▶ [EXERCISE INSTRUCTIONS] Pull out every line containing the string "React".

▶ [SUPPLIED DATA]

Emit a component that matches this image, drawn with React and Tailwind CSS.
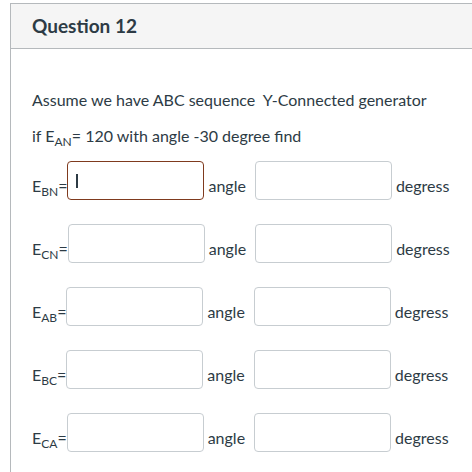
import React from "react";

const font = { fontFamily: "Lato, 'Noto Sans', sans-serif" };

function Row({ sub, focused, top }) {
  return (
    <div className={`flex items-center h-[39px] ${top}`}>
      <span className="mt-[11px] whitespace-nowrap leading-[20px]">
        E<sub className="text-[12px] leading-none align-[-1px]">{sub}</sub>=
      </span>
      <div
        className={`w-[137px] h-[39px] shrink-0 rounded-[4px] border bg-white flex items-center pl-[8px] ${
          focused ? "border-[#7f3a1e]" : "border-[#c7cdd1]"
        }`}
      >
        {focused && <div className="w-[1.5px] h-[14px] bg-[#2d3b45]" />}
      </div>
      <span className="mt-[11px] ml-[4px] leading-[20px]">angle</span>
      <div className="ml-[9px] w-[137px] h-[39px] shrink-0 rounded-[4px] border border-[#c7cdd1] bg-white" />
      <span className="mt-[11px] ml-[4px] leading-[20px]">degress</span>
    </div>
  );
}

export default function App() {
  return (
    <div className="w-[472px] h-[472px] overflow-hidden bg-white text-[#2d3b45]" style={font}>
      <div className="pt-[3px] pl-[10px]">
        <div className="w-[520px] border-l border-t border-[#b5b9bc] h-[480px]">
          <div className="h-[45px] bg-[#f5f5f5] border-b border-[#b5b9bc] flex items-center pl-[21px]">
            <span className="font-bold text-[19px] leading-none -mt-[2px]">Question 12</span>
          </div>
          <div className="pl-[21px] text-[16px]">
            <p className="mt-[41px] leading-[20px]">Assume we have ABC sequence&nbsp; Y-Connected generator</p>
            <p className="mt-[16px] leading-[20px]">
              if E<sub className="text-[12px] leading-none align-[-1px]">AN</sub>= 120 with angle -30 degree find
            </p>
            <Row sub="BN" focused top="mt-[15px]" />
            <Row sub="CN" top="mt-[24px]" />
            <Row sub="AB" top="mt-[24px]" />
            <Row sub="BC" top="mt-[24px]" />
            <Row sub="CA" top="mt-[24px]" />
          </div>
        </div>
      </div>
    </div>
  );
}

▶ [EXERCISE ANSWER]
Emit a component that matches this image, drawn with React and Tailwind CSS.
import React from "react";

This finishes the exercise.